Mike Huckabee was the big winner in the 2007 IA straw poll, capturing the hearts of 2,587 voters (18.1 percent of the 14,302 votes cast). Sure, Mitt Romney got 4,516 votes (31 percent), but his first-place finish was so predictable that the Philadelphia Inquirer’s Dick Polman wrote the lede of his straw-poll story in advance [Hat tip: Howard Kurtz]:
By busing in the most loyalists, and paying for their tickets, Mitt Romney defeated similar vote-buying strategies employed by his more modestly-financed rivals, including Mike Huckabee and Sam Brownback. But it’s doubtful that this Saturday night event was an accurate barometer of anything, given the fact that, as in the past, it attracted only two percent of Republican voters statewide …
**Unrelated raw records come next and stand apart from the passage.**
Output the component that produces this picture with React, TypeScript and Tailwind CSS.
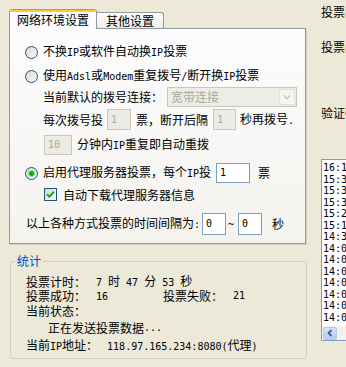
import React from "react";

// half-width latin in the old 宋体 look: 6px per glyph
const M = ({ children }: { children: React.ReactNode }) => (
  <span className="whitespace-pre font-['DejaVu_Sans_Mono',monospace] text-[10px]">{children}</span>
);

const Radio = ({ checked = false }: { checked?: boolean }) => (
  <span className="flex h-[13px] w-[13px] shrink-0 items-center justify-center rounded-full border border-[#1C5180] bg-gradient-to-br from-[#D6D4CB] to-white">
    {checked && (
      <span className="h-[5px] w-[5px] rounded-full bg-[#1FA31F] shadow-[0_0_1px_1px_#8CE08A]" />
    )}
  </span>
);

const Check = () => (
  <span className="flex h-[13px] w-[13px] shrink-0 items-center justify-center border border-[#1C5180] bg-gradient-to-br from-[#D6D4CB] to-white">
    <svg width="9" height="9" viewBox="0 0 9 9">
      <path d="M1 4.2 L3.4 6.6 L8 1.8" fill="none" stroke="#21A121" strokeWidth="2" />
    </svg>
  </span>
);

const Field = ({
  value,
  className,
  disabled = false,
}: {
  value: string;
  className: string;
  disabled?: boolean;
}) => (
  <span
    className={`flex shrink-0 items-center border pl-[3px] ${
      disabled
        ? "border-[#C9C7BA] bg-[#ECEBE4] text-[#ACA899]"
        : "border-[#7F9DB9] bg-white text-black"
    } ${className}`}
  >
    <M>{value}</M>
  </span>
);

const logRows = [
  "16:12:41",
  "15:38:20",
  "15:34:02",
  "15:31:55",
  "15:26:17",
  "15:12:09",
  "14:37:44",
  "14:09:31",
  "14:08:12",
  "14:07:50",
  "14:06:33",
  "14:05:21",
  "14:04:08",
  "14:03:47",
];

export default function App() {
  return (
    <div className="flex h-[367px] w-[346px] overflow-hidden bg-[#ECE9D8] font-['Noto_Sans_CJK_SC',sans-serif] text-[12px] leading-[14px] text-black">
      <div className="w-[321px] shrink-0 pl-[9px] pt-[9px]">
        {/* tabs */}
        <div className="flex h-[19px] items-end">
          <div className="relative z-10 -mb-px flex h-[20px] w-[88px] flex-col overflow-hidden rounded-t-[3px] border-x border-[#919B9C] bg-[#FCFCFE]">
            <div className="h-px bg-[#E68B2C]" />
            <div className="h-[2px] bg-[#FFC73C]" />
            <div className="flex flex-1 items-center justify-center pb-[1px]">网络环境设置</div>
          </div>
          <div className="flex h-[16px] w-[67px] items-center justify-center rounded-tr-[3px] border-t border-r border-[#919B9C] bg-gradient-to-b from-white to-[#ECEBE6] pt-[1px]">
            其他设置
          </div>
        </div>

        {/* tab page */}
        <div className="flex h-[216px] w-[297px] flex-col border border-[#919B9C] bg-gradient-to-b from-[#FCFCFE] to-[#F4F3EE] pt-[13px] shadow-[1px_1px_0_#D5D2C4]">
          <div className="flex h-[20px] items-center gap-[5px] pl-[15px]">
            <Radio />
            <span>
              不换<M>IP</M>或软件自动换<M>IP</M>投票
            </span>
          </div>
          <div className="mt-[4px] flex h-[20px] items-center gap-[5px] pl-[15px]">
            <Radio />
            <span>
              使用<M>Adsl</M>或<M>Modem</M>重复拨号<M>/</M>断开换<M>IP</M>投票
            </span>
          </div>
          <div className="mt-[1px] flex h-[20px] items-center pl-[33px]">
            <span>当前默认的拨号连接：</span>
            <div className="ml-[4px] flex h-[20px] w-[130px] items-center border border-[#C9C7BA] bg-[#EDECE5] pl-[3px] pr-[1px] text-[#ACA899]">
              <span className="flex-1">宽带连接</span>
              <span className="flex h-[16px] w-[16px] items-center justify-center rounded-[2px] border border-[#E2E0D6] bg-[#F6F5EF]">
                <svg width="8" height="6" viewBox="0 0 8 6">
                  <path d="M1 1.5 L4 4.5 L7 1.5" fill="none" stroke="#C9C7BA" strokeWidth="1.6" />
                </svg>
              </span>
            </div>
          </div>
          <div className="mt-[2px] flex h-[21px] items-center pl-[33px]">
            <span>每次拨号投</span>
            <Field value="1" disabled className="ml-[4px] h-[21px] w-[24px]" />
            <span className="ml-[5px]">票，断开后隔</span>
            <Field value="1" disabled className="ml-[5px] h-[21px] w-[23px]" />
            <span className="ml-[4px]">
              秒再拨号<M>.</M>
            </span>
          </div>
          <div className="mt-[5px] flex h-[20px] items-center pl-[34px]">
            <Field value="10" disabled className="h-[20px] w-[28px]" />
            <span className="ml-[5px]">
              分钟内<M>IP</M>重复即自动重拨
            </span>
          </div>
          <div className="mt-[8px] flex h-[20px] items-center gap-[5px] pl-[15px]">
            <Radio checked />
            <span>
              启用代理服务器投票，每个<M>IP</M>投
            </span>
            <Field value="1" className="h-[20px] w-[34px]" />
            <span className="ml-[3px]">票</span>
          </div>
          <div className="mt-[5px] flex h-[13px] items-center gap-[6px] pl-[34px]">
            <Check />
            <span>自动下载代理服务器信息</span>
          </div>
          <div className="mt-[12px] flex h-[22px] items-center pl-[16px]">
            <span>
              以上各种方式投票的时间间隔为<M>:</M>
            </span>
            <Field value="0" className="ml-[2px] h-[22px] w-[24px]" />
            <span className="ml-[2px]">
              <M>~</M>
            </span>
            <Field value="0" className="ml-[4px] h-[22px] w-[24px]" />
            <span className="ml-[10px]">秒</span>
          </div>
        </div>

        {/* statistics group */}
        <fieldset className="ml-[1px] mt-[10px] h-[105px] w-[297px] rounded-[3px] border border-[#D0D0BF] pl-[15px] leading-[12px]">
          <legend className="-ml-[11px] px-[2px] leading-[14px] text-[#0046D5]">统计</legend>
          <div className="mt-[7px] flex h-[14px] items-center">
            <span className="w-[70px]">投票计时：</span>
            <span>
              <M>7 </M>时<M> 47 </M>分<M> 53 </M>秒
            </span>
          </div>
          <div className="flex h-[14px] items-center">
            <span className="w-[70px]">投票成功：</span>
            <span className="w-[67px]">
              <M>16</M>
            </span>
            <span className="w-[70px]">投票失败：</span>
            <M>21</M>
          </div>
          <div className="mt-[1px] flex h-[14px] items-center">当前状态：</div>
          <div className="mt-[3px] flex h-[14px] items-center pl-[22px]">
            正在发送投票数据<M>...</M>
          </div>
          <div className="mt-[4px] flex h-[14px] items-center">
            <span>
              当前<M>IP</M>地址：
            </span>
            <span className="ml-[9px]">
              <M>118.97.165.234:8080(</M>代理<M>)</M>
            </span>
          </div>
        </fieldset>
      </div>

      {/* right column, cut off by the window */}
      <div className="flex min-w-[120px] flex-col whitespace-nowrap">
        <div className="mt-[5px] h-[14px]">投票网址：</div>
        <div className="mt-[21px] h-[14px]">投票间隔：</div>
        <div className="mt-[52px] h-[14px]">验证码：</div>
        <div className="mt-[39px] flex h-[182px] w-[120px] flex-col border border-[#7F9DB9] bg-white">
          <div className="flex-1 overflow-hidden pl-[1px] pt-[2px]">
            {logRows.map((row, i) => (
              <div key={i} className="flex h-[11.5px] items-center overflow-hidden leading-[11px]">
                <M>{row}</M>
              </div>
            ))}
          </div>
          <div className="flex h-[14px] items-center bg-[#F3F1EC] pl-[1px]">
            <span className="flex h-[13px] w-[14px] items-center justify-center rounded-[2px] border border-[#B4C8F6] bg-gradient-to-b from-[#D5E1FD] to-[#B7CBF7]">
              <svg width="6" height="8" viewBox="0 0 6 8">
                <path d="M4.5 1 L1.5 4 L4.5 7" fill="none" stroke="#4D6185" strokeWidth="1.8" />
              </svg>
            </span>
          </div>
        </div>
      </div>
    </div>
  );
}
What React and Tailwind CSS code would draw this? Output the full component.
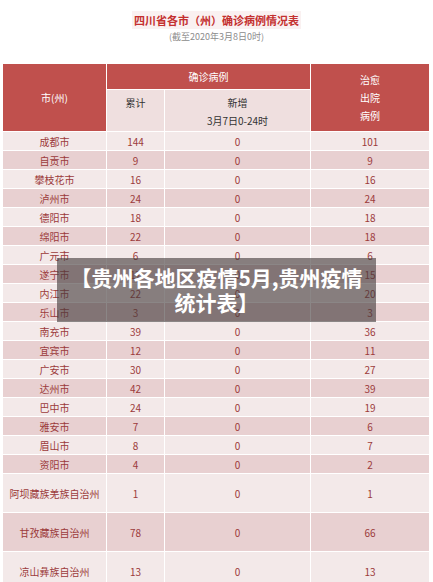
import React from 'react';

const rows = [
  ['成都市', '144', '0', '101'],
  ['自贡市', '9', '0', '9'],
  ['攀枝花市', '16', '0', '16'],
  ['泸州市', '24', '0', '24'],
  ['德阳市', '18', '0', '18'],
  ['绵阳市', '22', '0', '18'],
  ['广元市', '6', '0', '6'],
  ['遂宁市', '17', '0', '15'],
  ['内江市', '22', '0', '20'],
  ['乐山市', '3', '0', '3'],
  ['南充市', '39', '0', '36'],
  ['宜宾市', '12', '0', '11'],
  ['广安市', '30', '0', '27'],
  ['达州市', '42', '0', '39'],
  ['巴中市', '24', '0', '19'],
  ['雅安市', '7', '0', '6'],
  ['眉山市', '8', '0', '7'],
  ['资阳市', '4', '0', '2'],
];

const bigRows = [
  ['阿坝藏族羌族自治州', '1', '0', '1'],
  ['甘孜藏族自治州', '78', '0', '66'],
  ['凉山彝族自治州', '13', '0', '13'],
];

const font = { fontFamily: '"Noto Sans CJK SC", "Noto Sans", sans-serif' };

const App = () => {
  const renderRow = (r, i, tall) => {
    const bg = i % 2 === 0 ? 'bg-[#f3e9e9]' : 'bg-[#e8d0d1]';
    const h = tall ? 'h-[38px]' : 'h-[18px]';
    return r.map((v, j) => (
      <div
        key={`${r[0]}-${j}`}
        className={`${bg} ${h} flex items-center justify-center text-[10px] text-[#9c3b3b] whitespace-nowrap`}
      >
        {v}
      </div>
    ));
  };

  return (
    <div className="relative w-[433px] h-[582px] overflow-hidden bg-white" style={font}>
      <div className="pt-[11px] flex flex-col items-center">
        <div className="text-[11px] font-bold text-[#c4302f] bg-[#faf1f1] px-[2px] leading-[18px]">
          四川省各市（州）确诊病例情况表
        </div>
        <div className="text-[9px] text-[#8c8c8c] leading-[14px] mt-[1px]">(截至2020年3月8日0时)</div>
      </div>

      <div className="ml-[3px] mt-[20px] w-[426px] grid grid-cols-[103px_57px_145px_118px] gap-px bg-white">
        <div className="row-span-2 bg-[#c0504d] flex items-center justify-center text-[10px] text-white">市(州)</div>
        <div className="col-span-2 h-[25px] bg-[#c0504d] flex items-center justify-center text-[10px] text-white">确诊病例</div>
        <div className="row-span-2 bg-[#c0504d] flex flex-col items-center justify-center text-[10px] leading-[18px] text-white">
          <span>治愈</span>
          <span>出院</span>
          <span>病例</span>
        </div>
        <div className="h-[41px] bg-[#efdfdf] flex justify-center pt-[4px] text-[10px] leading-[18px] text-[#333]">累计</div>
        <div className="h-[41px] bg-[#efdfdf] flex flex-col items-center pt-[4px] text-[10px] leading-[18px] text-[#333]">
          <span>新增</span>
          <span>3月7日0-24时</span>
        </div>
        {rows.map((r, i) => renderRow(r, i, false))}
        {bigRows.map((r, i) => renderRow(r, i, true))}
      </div>

      <div className="absolute left-[57px] top-[258px] w-[319px] h-[64px] bg-[rgba(68,60,60,0.62)] flex flex-col items-center justify-center text-white font-bold text-[21px] leading-[25px]">
        <span>【贵州各地区疫情5月,贵州疫情</span>
        <span>统计表】</span>
      </div>
    </div>
  );
};

export default App;
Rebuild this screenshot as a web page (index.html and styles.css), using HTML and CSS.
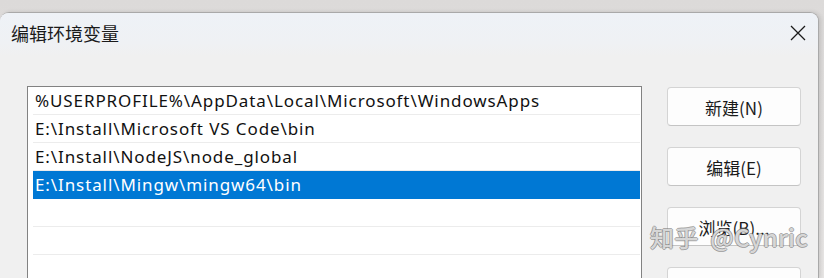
FILE: index.html
```html
<!DOCTYPE html>
<html lang="zh-CN">

<head>
    <meta charset="UTF-8">
    <title>编辑环境变量</title>
    <link rel="stylesheet" href="styles.css">
</head>

<body>
    <div class="dialog">
        <div class="title-bar">
            <span class="title">编辑环境变量</span>
            <svg class="close" width="16" height="16" viewBox="0 0 16 16">
                <path d="M1 1 L15 15 M15 1 L1 15" stroke="#1a1a1a" stroke-width="1.3" fill="none"/>
            </svg>
        </div>

        <div class="content">
            <div class="path-list">
                <div class="row">%USERPROFILE%\AppData\Local\Microsoft\WindowsApps</div>
                <div class="row">E:\Install\Microsoft VS Code\bin</div>
                <div class="row">E:\Install\NodeJS\node_global</div>
                <div class="row selected">E:\Install\Mingw\mingw64\bin</div>
                <div class="row"></div>
                <div class="row"></div>
                <div class="row"></div>
            </div>

            <div class="actions">
                <button class="btn">新建(N)</button>
                <button class="btn">编辑(E)</button>
                <button class="btn">浏览(B)...</button>
                <button class="btn"></button>
            </div>
        </div>

        <div class="watermark">知乎 @Cynric</div>
    </div>
</body>

</html>
```

FILE: styles.css
```css
body {
    margin: 0;
    padding: 0;
    height: 278px;
    overflow: hidden;
    background: linear-gradient(180deg, #dcdad9, #e9e7e6);
    font-family: "Noto Sans", "Noto Sans CJK SC", sans-serif;
}

.dialog {
    position: relative;
    margin-top: 12px;
    width: 818px;
    height: 266px;
    background: #f0f0f0;
    border-top: 1px solid #a9a9a9;
    border-right: 1px solid #a9a9a9;
    border-radius: 9px 9px 0 0;
    box-shadow: 2px 0 4px rgba(0, 0, 0, 0.12);
    overflow: hidden;
}

.title-bar {
    height: 43px;
    display: flex;
    align-items: center;
    justify-content: space-between;
    padding: 0 12px 0 11px;
    background: linear-gradient(180deg, #eef2f7, #eff1f4 70%, #f0f0f0);
}

.title {
    font-family: "Noto Sans CJK SC", sans-serif;
    font-size: 18px;
    color: #1a1a1a;
    margin-top: -3px;
}

.close {
    margin-top: -3px;
}

.content {
    display: flex;
    padding-left: 27px;
    padding-top: 30px;
    gap: 25px;
}

.path-list {
    box-sizing: border-box;
    width: 615px;
    height: 220px;
    background: #fff;
    border: 1px solid #828282;
    border-bottom: none;
    padding: 0 1px 0 5px;
}

.row {
    height: 27px;
    border-bottom: 1px solid #ececec;
    font-size: 17px;
    line-height: 27px;
    letter-spacing: 0.9px;
    color: #111;
    padding-left: 2px;
    white-space: nowrap;
}

.row.selected {
    background: #0078d4;
    color: #fff;
    border-bottom-color: #0078d4;
}

.actions {
    display: flex;
    flex-direction: column;
    gap: 21px;
    padding-top: 1px;
}

.btn {
    width: 134px;
    height: 39px;
    background: #fdfdfd;
    border: 1px solid #d4d4d4;
    border-bottom-color: #c4c4c4;
    border-radius: 4px;
    font-family: "Noto Sans CJK SC", sans-serif;
    font-size: 17px;
    color: #1a1a1a;
    padding: 2px 0 0;
}

.watermark {
    position: absolute;
    left: 650px;
    top: 206px;
    font-family: "Noto Sans CJK SC", sans-serif;
    font-size: 24px;
    font-weight: 500;
    color: rgba(255, 255, 255, 0.7);
    text-shadow: 1px 0 0 rgba(120, 120, 120, 0.6), -1px 0 0 rgba(120, 120, 120, 0.6), 0 1px 0 rgba(120, 120, 120, 0.6), 0 -1px 0 rgba(120, 120, 120, 0.6);
    letter-spacing: 0.3px;
    word-spacing: 6px;
}
```
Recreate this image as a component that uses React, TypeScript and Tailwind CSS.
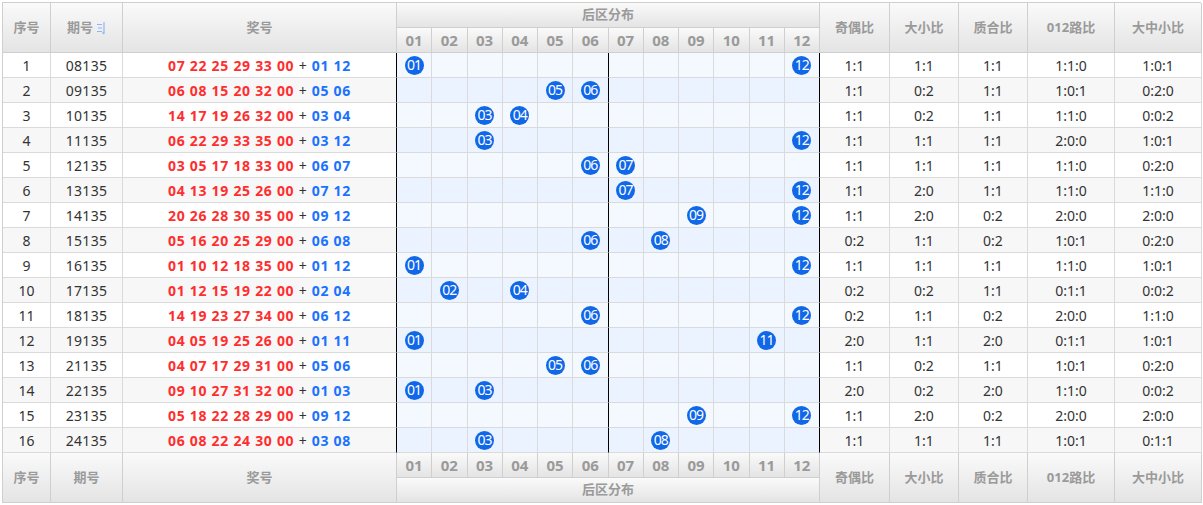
import React from 'react';

type Row = {
  issue: string;
  front: string[];
  back: string[];
  ratios: string[];
};

const data: Row[] = [
  { issue: '08135', front: ['07', '22', '25', '29', '33', '00'], back: ['01', '12'], ratios: ['1:1', '1:1', '1:1', '1:1:0', '1:0:1'] },
  { issue: '09135', front: ['06', '08', '15', '20', '32', '00'], back: ['05', '06'], ratios: ['1:1', '0:2', '1:1', '1:0:1', '0:2:0'] },
  { issue: '10135', front: ['14', '17', '19', '26', '32', '00'], back: ['03', '04'], ratios: ['1:1', '0:2', '1:1', '1:1:0', '0:0:2'] },
  { issue: '11135', front: ['06', '22', '29', '33', '35', '00'], back: ['03', '12'], ratios: ['1:1', '1:1', '1:1', '2:0:0', '1:0:1'] },
  { issue: '12135', front: ['03', '05', '17', '18', '33', '00'], back: ['06', '07'], ratios: ['1:1', '1:1', '1:1', '1:1:0', '0:2:0'] },
  { issue: '13135', front: ['04', '13', '19', '25', '26', '00'], back: ['07', '12'], ratios: ['1:1', '2:0', '1:1', '1:1:0', '1:1:0'] },
  { issue: '14135', front: ['20', '26', '28', '30', '35', '00'], back: ['09', '12'], ratios: ['1:1', '2:0', '0:2', '2:0:0', '2:0:0'] },
  { issue: '15135', front: ['05', '16', '20', '25', '29', '00'], back: ['06', '08'], ratios: ['0:2', '1:1', '0:2', '1:0:1', '0:2:0'] },
  { issue: '16135', front: ['01', '10', '12', '18', '35', '00'], back: ['01', '12'], ratios: ['1:1', '1:1', '1:1', '1:1:0', '1:0:1'] },
  { issue: '17135', front: ['01', '12', '15', '19', '22', '00'], back: ['02', '04'], ratios: ['0:2', '0:2', '1:1', '0:1:1', '0:0:2'] },
  { issue: '18135', front: ['14', '19', '23', '27', '34', '00'], back: ['06', '12'], ratios: ['0:2', '1:1', '0:2', '2:0:0', '1:1:0'] },
  { issue: '19135', front: ['04', '05', '19', '25', '26', '00'], back: ['01', '11'], ratios: ['2:0', '1:1', '2:0', '0:1:1', '1:0:1'] },
  { issue: '21135', front: ['04', '07', '17', '29', '31', '00'], back: ['05', '06'], ratios: ['1:1', '0:2', '1:1', '1:0:1', '0:2:0'] },
  { issue: '22135', front: ['09', '10', '27', '31', '32', '00'], back: ['01', '03'], ratios: ['2:0', '0:2', '2:0', '1:1:0', '0:0:2'] },
  { issue: '23135', front: ['05', '18', '22', '28', '29', '00'], back: ['09', '12'], ratios: ['1:1', '2:0', '0:2', '2:0:0', '2:0:0'] },
  { issue: '24135', front: ['06', '08', '22', '24', '30', '00'], back: ['03', '08'], ratios: ['1:1', '1:1', '1:1', '1:0:1', '0:1:1'] },
];

const nums = ['01', '02', '03', '04', '05', '06', '07', '08', '09', '10', '11', '12'];
const ratioHeads = ['奇偶比', '大小比', '质合比', '012路比', '大中小比'];

const head =
  'flex items-center justify-center box-border border-r border-b border-[#cfcfcf] bg-linear-to-b from-[#fafafa] to-[#e4e4e4] text-[13px] font-bold text-[#9a9a9a]';

function SortIcon() {
  return (
    <svg width="10" height="14" viewBox="0 0 10 14" className="ml-[3px]">
      <g stroke="#8fb4f7" strokeWidth="1.2" fill="none">
        <path d="M1 3.5h5M2 7h4M1 10.5h5" />
        <path d="M8 1v12M6.5 11.5L8 13" />
      </g>
    </svg>
  );
}

function cell(black: boolean) {
  return black
    ? 'box-border border-r border-b border-r-black border-b-[#dadada]'
    : 'box-border border-r border-b border-[#dadada]';
}

function Header({ bottom }: { bottom?: boolean }) {
  const dist = (
    <div className={`${head} col-start-4 col-span-12 h-[25px]`}>后区分布</div>
  );
  const numRow = nums.map((n) => (
    <div key={n} className={`${head} h-[25px] text-[15px]`}>
      {n}
    </div>
  ));
  const ratios = ratioHeads.map((h) => (
    <div key={h} className={`${head} row-span-2`}>
      {h}
    </div>
  ));
  return (
    <>
      <div className={`${head} row-span-2`}>序号</div>
      <div className={`${head} row-span-2 ${bottom ? '' : 'text-[#7ea8f4]'}`}>
        期号{!bottom && <SortIcon />}
      </div>
      <div className={`${head} row-span-2`}>奖号</div>
      {bottom ? (
        <>
          {numRow}
          {ratios}
          {dist}
        </>
      ) : (
        <>
          {dist}
          {ratios}
          {numRow}
        </>
      )}
    </>
  );
}

export default function App() {
  return (
    <div className="w-[1203px] h-[505px] bg-white pl-[2px] pt-[2px]" style={{ fontFamily: '"Noto Sans", "Noto Sans CJK SC", sans-serif' }}>
      <div className="grid w-[1199px] grid-cols-[48px_72px_274px_repeat(12,35.25px)_70px_69px_69px_87px_87px] auto-rows-[25px] border-l border-t border-[#cfcfcf] text-[14px] text-[#333]">
        <Header />
        {data.map((r, i) => {
          const even = i % 2 === 1;
          const plain = even ? 'bg-[#f7f7f7]' : 'bg-white';
          const blue = even ? 'bg-[#eaf3ff]' : 'bg-[#f4f8ff]';
          return (
            <React.Fragment key={r.issue}>
              <div className={`${cell(false)} ${plain} flex items-center justify-center`}>{i + 1}</div>
              <div className={`${cell(false)} ${plain} flex items-center justify-center tracking-[0.3px]`}>{r.issue}</div>
              <div className={`${cell(true)} ${plain} flex items-center justify-center whitespace-pre tracking-[0.7px]`}>
                <span className="font-bold text-[#ff2e2e]">{r.front.join(' ')}</span>
                <span className="text-[#333]"> + </span>
                <span className="font-bold text-[#1a72ff]">{r.back.join(' ')}</span>
              </div>
              {nums.map((n, j) => (
                <div key={n} className={`${cell(j === 5 || j === 11)} ${blue} flex items-center justify-center`}>
                  {r.back.includes(n) && (
                    <span className="flex h-[19px] w-[19px] items-center justify-center rounded-full bg-[#1067e8] text-[14px] leading-none tracking-[-1px] text-white">
                      {n}
                    </span>
                  )}
                </div>
              ))}
              {r.ratios.map((v, j) => (
                <div key={j} className={`${cell(false)} ${plain} flex items-center justify-center`}>
                  {v}
                </div>
              ))}
            </React.Fragment>
          );
        })}
        <Header bottom />
      </div>
    </div>
  );
}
As with CPAC, Romney likely spent more on the symbolic event than the rest of the field combined. As Huckabee pithily put it: “I’m not the best-funded candidate in America. I can’t buy you. I can’t even rent you.”
In addition, the number of Iowans who cast straw ballots this year is down about 40 percent from the historical (and perhaps anomalous) high of 23,685 cast in 1999, no doubt because of the buzz-dampening effect of Rudy Giuliani, John McCain and Fred Thompson – all of whom handily beat Romney in national polls – being no-shows.